August 22, 2003 Posted by | Uncategorized | , , , , | Leave a comment

The Amazing Chan and the Fox Klan

It was set to be a good summer for mystery buffs who get the Fox Movie Channel (both of them). The cable-movies network had planned the Charlie Chan Mystery Tour, a scheduled double feature of Chan films every Monday in June, July and August. But then the Fox got chicken. They got some letters from Asian pressure groups and cancelled the series, with a explanatory note on their Web site. Some uproar and letter-writing campaigns ensued on movies-discussion groups and the network kinda-sorta took it back later, changing the verb on the pop-up from “cancelled” to “suspended.”

In some ways, it would have been difficult to get very upset about the lack of a Charlie Chan movie marathon a couple of months ago. We are NOT talking about BIRTH OF A NATION, TRIUMPH OF THE WILL or BATTLESHIP POTEMKIN — films whose historical significance and dazzling artistry make them far too important to hold their repugnant (and explicit) politics too heavily against them. But we’re also not talking about agitprop here. The Charlie Chan movies are not the PROTOCOLS OF THE ELDERS OF SIAM — they’re a B-program series of mystery stories, of which, full disclosure, I have seen only one (I actually saw more often the early 70s cartoon “The Amazing Chan and the Chan Clan” and can still hum the chorus to its Archies-style pop song “No. 1 Son.”) Still, the Chan films’ general reputation is sufficiently low, though like everything it has its fans, that I am confident in saying that world is hardly much the poorer for their relative lack of prominence.
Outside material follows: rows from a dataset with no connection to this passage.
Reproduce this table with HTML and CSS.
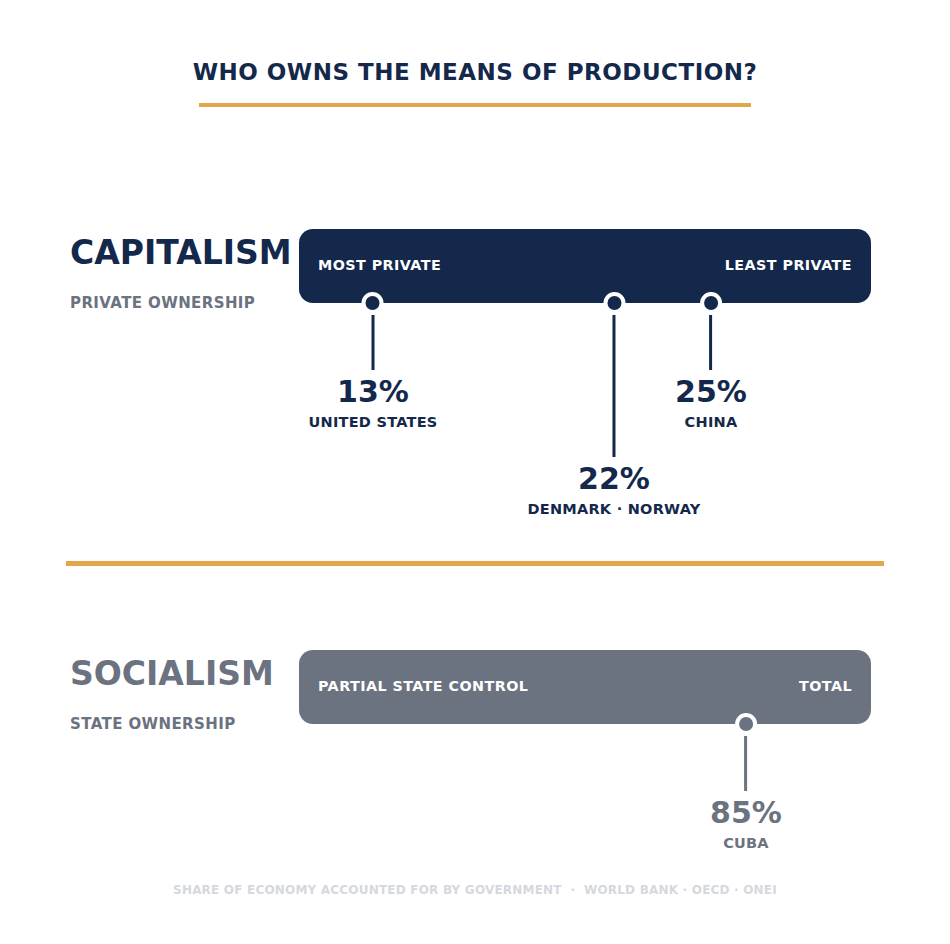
FILE: index.html
```html
<!DOCTYPE html>
<html lang="en">
<head>
<meta charset="utf-8">
<title>Who owns the means of production?</title>
<link rel="stylesheet" href="styles.css">
</head>
<body>
<main class="page">
  <header class="header">
    <h1 class="title">WHO OWNS THE MEANS OF PRODUCTION?</h1>
    <div class="title-rule"></div>
  </header>

  <section class="section section-cap">
    <div class="label-col">
      <h2 class="sys-name navy">CAPITALISM</h2>
      <p class="sys-sub">PRIVATE OWNERSHIP</p>
    </div>
    <div class="chart">
      <div class="bar bar-navy">
        <span>MOST PRIVATE</span>
        <span>LEAST PRIVATE</span>
      </div>
      <div class="marker navy" style="left: 74px;">
        <span class="dot"></span>
        <span class="stem stem-short"></span>
        <span class="value">13%</span>
        <span class="country">UNITED STATES</span>
      </div>
      <div class="marker navy" style="left: 315px;">
        <span class="dot"></span>
        <span class="stem stem-long"></span>
        <span class="value">22%</span>
        <span class="country">DENMARK · NORWAY</span>
      </div>
      <div class="marker navy" style="left: 412px;">
        <span class="dot"></span>
        <span class="stem stem-short"></span>
        <span class="value">25%</span>
        <span class="country">CHINA</span>
      </div>
    </div>
  </section>

  <div class="divider"></div>

  <section class="section section-soc">
    <div class="label-col">
      <h2 class="sys-name gray">SOCIALISM</h2>
      <p class="sys-sub">STATE OWNERSHIP</p>
    </div>
    <div class="chart">
      <div class="bar bar-gray">
        <span>PARTIAL STATE CONTROL</span>
        <span>TOTAL</span>
      </div>
      <div class="marker gray" style="left: 447px;">
        <span class="dot"></span>
        <span class="stem stem-short"></span>
        <span class="value">85%</span>
        <span class="country">CUBA</span>
      </div>
    </div>
  </section>

  <footer class="footer">SHARE OF ECONOMY ACCOUNTED FOR BY GOVERNMENT &nbsp;·&nbsp; WORLD BANK · OECD · ONEI</footer>
</main>
</body>
</html>
```

FILE: styles.css
```css
* { box-sizing: border-box; }

html, body {
  margin: 0;
  padding: 0;
  background: #ffffff;
}

body {
  font-family: "DejaVu Sans", "Liberation Sans", sans-serif;
  font-weight: bold;
}

.page {
  width: 950px;
  height: 944px;
  background: #ffffff;
  overflow: hidden;
}

.header {
  padding-top: 58px;
}

.title {
  margin: 0;
  text-align: center;
  font-size: 23px;
  line-height: 28px;
  letter-spacing: 0.5px;
  color: #14284b;
  font-weight: bold;
}

.title-rule {
  width: 552px;
  height: 4px;
  margin: 17px auto 0;
  background: #e3a64b;
}

.section {
  display: flex;
  margin-left: 70px;
}

.section-cap {
  margin-top: 122px;
  height: 332px;
}

.section-soc {
  margin-top: 84px;
  height: 200px;
}

.label-col {
  width: 229px;
  padding-top: 4px;
}

.sys-name {
  margin: 0;
  font-size: 33px;
  line-height: 40px;
  font-weight: bold;
}

.sys-sub {
  margin: 21px 0 0;
  font-size: 15px;
  line-height: 19px;
  letter-spacing: 0.4px;
  color: #6b7280;
}

.navy { color: #14284b; }
.gray { color: #6b7280; }

.chart {
  position: relative;
  width: 572px;
}

.bar {
  height: 74px;
  border-radius: 14px;
  padding: 0 19px 2px;
  display: flex;
  justify-content: space-between;
  align-items: center;
  color: #ffffff;
  font-size: 14.3px;
  letter-spacing: 0.45px;
}

.bar-navy { background: #14284b; }
.bar-gray { background: #6b7280; }

.marker {
  position: absolute;
  top: 63px;
  transform: translateX(-50%);
  display: flex;
  flex-direction: column;
  align-items: center;
  white-space: nowrap;
}

.dot {
  width: 22px;
  height: 22px;
  border-radius: 50%;
  border: 4px solid #ffffff;
  background: currentColor;
}

.stem {
  width: 3px;
  margin-top: 1px;
  background: currentColor;
}

.stem-short { height: 55px; }
.stem-long { height: 142px; }

.value {
  margin-top: 5px;
  font-size: 30px;
  line-height: 34px;
}

.country {
  margin-top: 4px;
  font-size: 14.5px;
  line-height: 18px;
  letter-spacing: 0.25px;
}

.divider {
  height: 5px;
  margin: 0 66px;
  background: #e3a64b;
}

.footer {
  margin-top: 32px;
  text-align: center;
  font-size: 12px;
  line-height: 16px;
  letter-spacing: 0.2px;
  color: #d5d8de;
}
```
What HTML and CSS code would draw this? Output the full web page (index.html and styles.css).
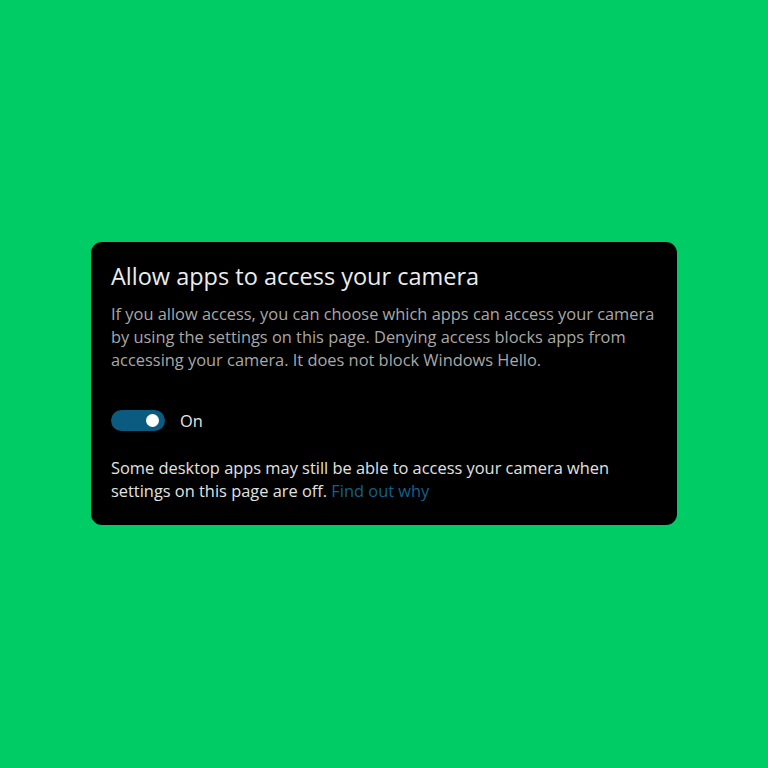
FILE: index.html
```html
<!DOCTYPE html>
<html lang="en">
<head>
<meta charset="utf-8">
<link rel="stylesheet" href="styles.css">
</head>
<body>
<div class="stage">
  <section class="card">
    <h1 class="title">Allow apps to access your camera</h1>
    <p class="desc">If you allow access, you can choose which apps can access your camera<br>by using the settings on this page. Denying access blocks apps from<br>accessing your camera. It does not block Windows Hello.</p>
    <div class="toggle-row">
      <span class="toggle"><span class="knob"></span></span>
      <span class="toggle-label">On</span>
    </div>
    <p class="note">Some desktop apps may still be able to access your camera when<br>settings on this page are off. <a class="link" href="#">Find out why</a></p>
  </section>
</div>
</body>
</html>
```

FILE: styles.css
```css
html, body {
  margin: 0;
  padding: 0;
}
body {
  background: #00cc66;
  font-family: "Open Sans", "Noto Sans", sans-serif;
  width: 768px;
  height: 768px;
  overflow: hidden;
}
.stage {
  padding-top: 242px;
  padding-left: 91px;
}
.card {
  box-sizing: border-box;
  width: 586px;
  height: 283px;
  background: #000;
  border-radius: 11px;
  padding: 19px 20px 0 20px;
}
.title {
  margin: 0;
  font-size: 23.5px;
  line-height: 30px;
  font-weight: 400;
  color: #ececec;
}
.desc {
  margin: 11px 0 0 0;
  font-size: 16.4px;
  line-height: 23px;
  color: #a8a8a8;
}
.toggle-row {
  display: flex;
  align-items: center;
  gap: 15px;
  margin-top: 39px;
  height: 21px;
}
.toggle {
  box-sizing: border-box;
  width: 54px;
  height: 21px;
  border-radius: 11px;
  background: #0b5a80;
  display: flex;
  align-items: center;
  justify-content: flex-end;
  padding-right: 6px;
}
.knob {
  width: 13px;
  height: 13px;
  border-radius: 50%;
  background: #fff;
}
.toggle-label {
  font-size: 16.4px;
  color: #e6e6e6;
}
.note {
  margin: 25px 0 0 0;
  font-size: 16.4px;
  line-height: 23px;
  color: #e2e2e2;
}
.link {
  color: #14608c;
  text-decoration: none;
}
```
But everything changed once Fox programmed the marathon — in a way similar to how, in the field of employment law, a decision to fire (or revoke tenure) is reviewed by a different set of standards than a decision not to hire (or give tenure). It’s easy (too easy, in fact) to mock the Asian pressure groups for their basic cinematic and dramatic illiteracy, like seeing Chan’s meek and subservient demeanor as an Asian stereotype, when any fan of detective shows or stories knows that this is a common detective mask, playing “dumb like a fox” (oops!) to lure the quarry into giving himself away. You can see it in Columbo, in Hercule Poirot, in Father Brown, in DIABOLIQUE.

But I want to be harder on Fox Movie Channel for their pussilanimity. Is this kind of weakness and toeing the ethnic-lobby line that people expect from *Fox* — The Conservative Tool Of Rupert Murdoch’s Plan For World Domination? If *they* are not gonna tell some ethnic Jacobins to go stuff themselves, who will? The sentence in the statement on their Web site that most beggars belief is this one: “In the hope that this action will evoke discussion about the progress made in our modern, multicultural society, we invite you to please click CONTACT US to send us your thoughts on the matter.”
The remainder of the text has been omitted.